# INSTRUCTIONS TO FOLLOW
Reproduce the full listing below unchanged, apart from the pictures.

# RECORD LIST
▼

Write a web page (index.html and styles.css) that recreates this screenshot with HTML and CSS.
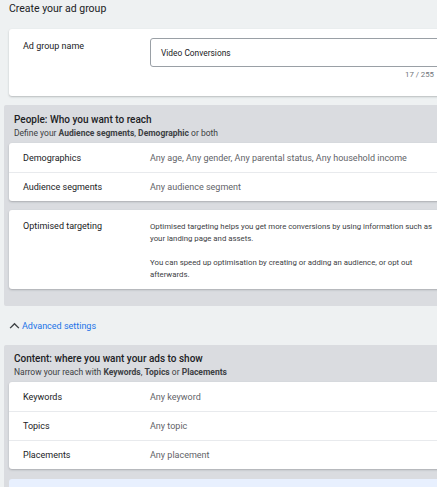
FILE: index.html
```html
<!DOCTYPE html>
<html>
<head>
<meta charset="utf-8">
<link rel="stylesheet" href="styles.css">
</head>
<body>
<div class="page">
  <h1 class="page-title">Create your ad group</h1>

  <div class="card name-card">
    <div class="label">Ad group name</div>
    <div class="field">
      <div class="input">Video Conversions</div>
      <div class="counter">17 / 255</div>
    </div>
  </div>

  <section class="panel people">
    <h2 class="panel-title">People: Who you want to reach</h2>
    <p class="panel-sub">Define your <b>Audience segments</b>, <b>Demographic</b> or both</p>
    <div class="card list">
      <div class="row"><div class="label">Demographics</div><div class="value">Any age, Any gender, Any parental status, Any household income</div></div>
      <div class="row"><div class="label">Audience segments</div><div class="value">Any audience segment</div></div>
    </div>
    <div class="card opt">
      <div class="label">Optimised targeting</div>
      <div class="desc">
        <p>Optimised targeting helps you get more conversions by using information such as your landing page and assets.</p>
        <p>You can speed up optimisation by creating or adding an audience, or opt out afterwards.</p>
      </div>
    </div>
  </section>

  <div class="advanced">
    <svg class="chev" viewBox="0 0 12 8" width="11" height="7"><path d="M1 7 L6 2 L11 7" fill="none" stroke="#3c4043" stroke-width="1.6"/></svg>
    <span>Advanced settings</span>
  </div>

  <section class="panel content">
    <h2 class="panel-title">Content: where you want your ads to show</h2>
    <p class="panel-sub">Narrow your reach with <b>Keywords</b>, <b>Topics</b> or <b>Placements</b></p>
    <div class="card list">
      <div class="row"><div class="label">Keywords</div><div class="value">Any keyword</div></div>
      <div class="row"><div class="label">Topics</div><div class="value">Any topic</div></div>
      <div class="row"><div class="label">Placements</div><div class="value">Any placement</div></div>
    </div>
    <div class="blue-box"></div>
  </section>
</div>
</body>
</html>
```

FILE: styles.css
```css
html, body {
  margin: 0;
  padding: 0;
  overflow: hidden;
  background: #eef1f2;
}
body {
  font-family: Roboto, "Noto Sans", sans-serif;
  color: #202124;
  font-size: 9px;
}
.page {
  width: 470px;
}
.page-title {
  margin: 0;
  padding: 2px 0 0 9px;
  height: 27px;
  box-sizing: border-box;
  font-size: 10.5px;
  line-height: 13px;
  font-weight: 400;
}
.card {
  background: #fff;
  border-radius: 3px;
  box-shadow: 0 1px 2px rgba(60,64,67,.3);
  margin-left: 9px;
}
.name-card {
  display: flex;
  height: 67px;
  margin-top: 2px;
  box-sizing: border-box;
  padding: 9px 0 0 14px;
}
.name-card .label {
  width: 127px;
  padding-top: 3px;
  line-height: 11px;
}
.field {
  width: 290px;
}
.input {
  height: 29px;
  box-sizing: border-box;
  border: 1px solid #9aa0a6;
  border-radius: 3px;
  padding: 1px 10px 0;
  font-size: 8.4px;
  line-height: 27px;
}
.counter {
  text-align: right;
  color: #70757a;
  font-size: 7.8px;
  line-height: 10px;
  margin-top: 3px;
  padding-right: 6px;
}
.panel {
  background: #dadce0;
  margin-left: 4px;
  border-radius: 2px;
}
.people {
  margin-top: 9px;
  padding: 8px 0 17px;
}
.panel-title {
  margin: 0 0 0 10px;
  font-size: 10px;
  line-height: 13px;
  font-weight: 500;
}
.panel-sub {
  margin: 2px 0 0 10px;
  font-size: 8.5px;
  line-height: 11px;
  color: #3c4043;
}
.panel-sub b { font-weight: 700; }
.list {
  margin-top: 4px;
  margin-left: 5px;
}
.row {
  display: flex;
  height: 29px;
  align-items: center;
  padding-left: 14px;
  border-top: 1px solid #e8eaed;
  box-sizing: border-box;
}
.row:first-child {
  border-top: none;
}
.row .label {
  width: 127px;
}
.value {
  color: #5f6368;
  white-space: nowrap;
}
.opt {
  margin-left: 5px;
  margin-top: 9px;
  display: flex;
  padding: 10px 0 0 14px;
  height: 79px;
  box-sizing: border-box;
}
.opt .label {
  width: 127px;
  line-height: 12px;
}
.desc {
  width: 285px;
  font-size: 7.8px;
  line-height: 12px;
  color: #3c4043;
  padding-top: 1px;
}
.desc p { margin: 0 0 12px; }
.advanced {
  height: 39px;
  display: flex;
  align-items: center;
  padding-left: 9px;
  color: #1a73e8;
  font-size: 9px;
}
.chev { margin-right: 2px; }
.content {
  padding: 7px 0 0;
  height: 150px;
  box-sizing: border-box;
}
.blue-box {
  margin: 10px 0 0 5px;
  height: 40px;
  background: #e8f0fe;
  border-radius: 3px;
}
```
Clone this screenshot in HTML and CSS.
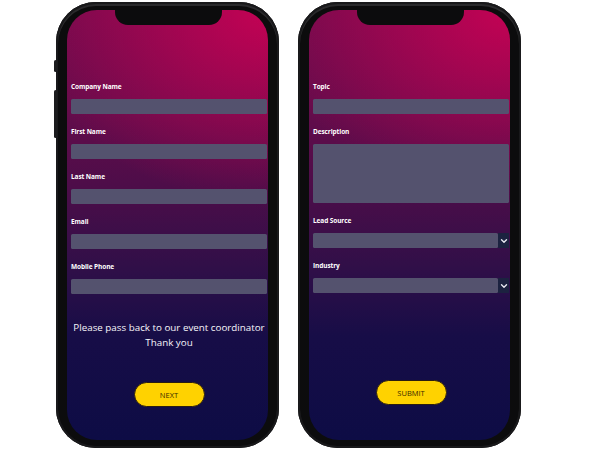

▲

# RESULT BELOW
Write a web page (index.html and styles.css) that recreates this screenshot with HTML and CSS.
FILE: index.html
```html
<!DOCTYPE html>
<html>
<head>
<meta charset="utf-8">
<link rel="stylesheet" href="styles.css">
</head>
<body>
<div class="page">
  <h1 class="page-title">Create your ad group</h1>

  <div class="card name-card">
    <div class="label">Ad group name</div>
    <div class="field">
      <div class="input">Video Conversions</div>
      <div class="counter">17 / 255</div>
    </div>
  </div>

  <section class="panel people">
    <h2 class="panel-title">People: Who you want to reach</h2>
    <p class="panel-sub">Define your <b>Audience segments</b>, <b>Demographic</b> or both</p>
    <div class="card list">
      <div class="row"><div class="label">Demographics</div><div class="value">Any age, Any gender, Any parental status, Any household income</div></div>
      <div class="row"><div class="label">Audience segments</div><div class="value">Any audience segment</div></div>
    </div>
    <div class="card opt">
      <div class="label">Optimised targeting</div>
      <div class="desc">
        <p>Optimised targeting helps you get more conversions by using information such as your landing page and assets.</p>
        <p>You can speed up optimisation by creating or adding an audience, or opt out afterwards.</p>
      </div>
    </div>
  </section>

  <div class="advanced">
    <svg class="chev" viewBox="0 0 12 8" width="11" height="7"><path d="M1 7 L6 2 L11 7" fill="none" stroke="#3c4043" stroke-width="1.6"/></svg>
    <span>Advanced settings</span>
  </div>

  <section class="panel content">
    <h2 class="panel-title">Content: where you want your ads to show</h2>
    <p class="panel-sub">Narrow your reach with <b>Keywords</b>, <b>Topics</b> or <b>Placements</b></p>
    <div class="card list">
      <div class="row"><div class="label">Keywords</div><div class="value">Any keyword</div></div>
      <div class="row"><div class="label">Topics</div><div class="value">Any topic</div></div>
      <div class="row"><div class="label">Placements</div><div class="value">Any placement</div></div>
    </div>
    <div class="blue-box"></div>
  </section>
</div>
</body>
</html>
```

FILE: styles.css
```css
html, body {
  margin: 0;
  padding: 0;
  overflow: hidden;
  background: #eef1f2;
}
body {
  font-family: Roboto, "Noto Sans", sans-serif;
  color: #202124;
  font-size: 9px;
}
.page {
  width: 470px;
}
.page-title {
  margin: 0;
  padding: 2px 0 0 9px;
  height: 27px;
  box-sizing: border-box;
  font-size: 10.5px;
  line-height: 13px;
  font-weight: 400;
}
.card {
  background: #fff;
  border-radius: 3px;
  box-shadow: 0 1px 2px rgba(60,64,67,.3);
  margin-left: 9px;
}
.name-card {
  display: flex;
  height: 67px;
  margin-top: 2px;
  box-sizing: border-box;
  padding: 9px 0 0 14px;
}
.name-card .label {
  width: 127px;
  padding-top: 3px;
  line-height: 11px;
}
.field {
  width: 290px;
}
.input {
  height: 29px;
  box-sizing: border-box;
  border: 1px solid #9aa0a6;
  border-radius: 3px;
  padding: 1px 10px 0;
  font-size: 8.4px;
  line-height: 27px;
}
.counter {
  text-align: right;
  color: #70757a;
  font-size: 7.8px;
  line-height: 10px;
  margin-top: 3px;
  padding-right: 6px;
}
.panel {
  background: #dadce0;
  margin-left: 4px;
  border-radius: 2px;
}
.people {
  margin-top: 9px;
  padding: 8px 0 17px;
}
.panel-title {
  margin: 0 0 0 10px;
  font-size: 10px;
  line-height: 13px;
  font-weight: 500;
}
.panel-sub {
  margin: 2px 0 0 10px;
  font-size: 8.5px;
  line-height: 11px;
  color: #3c4043;
}
.panel-sub b { font-weight: 700; }
.list {
  margin-top: 4px;
  margin-left: 5px;
}
.row {
  display: flex;
  height: 29px;
  align-items: center;
  padding-left: 14px;
  border-top: 1px solid #e8eaed;
  box-sizing: border-box;
}
.row:first-child {
  border-top: none;
}
.row .label {
  width: 127px;
}
.value {
  color: #5f6368;
  white-space: nowrap;
}
.opt {
  margin-left: 5px;
  margin-top: 9px;
  display: flex;
  padding: 10px 0 0 14px;
  height: 79px;
  box-sizing: border-box;
}
.opt .label {
  width: 127px;
  line-height: 12px;
}
.desc {
  width: 285px;
  font-size: 7.8px;
  line-height: 12px;
  color: #3c4043;
  padding-top: 1px;
}
.desc p { margin: 0 0 12px; }
.advanced {
  height: 39px;
  display: flex;
  align-items: center;
  padding-left: 9px;
  color: #1a73e8;
  font-size: 9px;
}
.chev { margin-right: 2px; }
.content {
  padding: 7px 0 0;
  height: 150px;
  box-sizing: border-box;
}
.blue-box {
  margin: 10px 0 0 5px;
  height: 40px;
  background: #e8f0fe;
  border-radius: 3px;
}
```
Clone this screenshot in HTML and CSS.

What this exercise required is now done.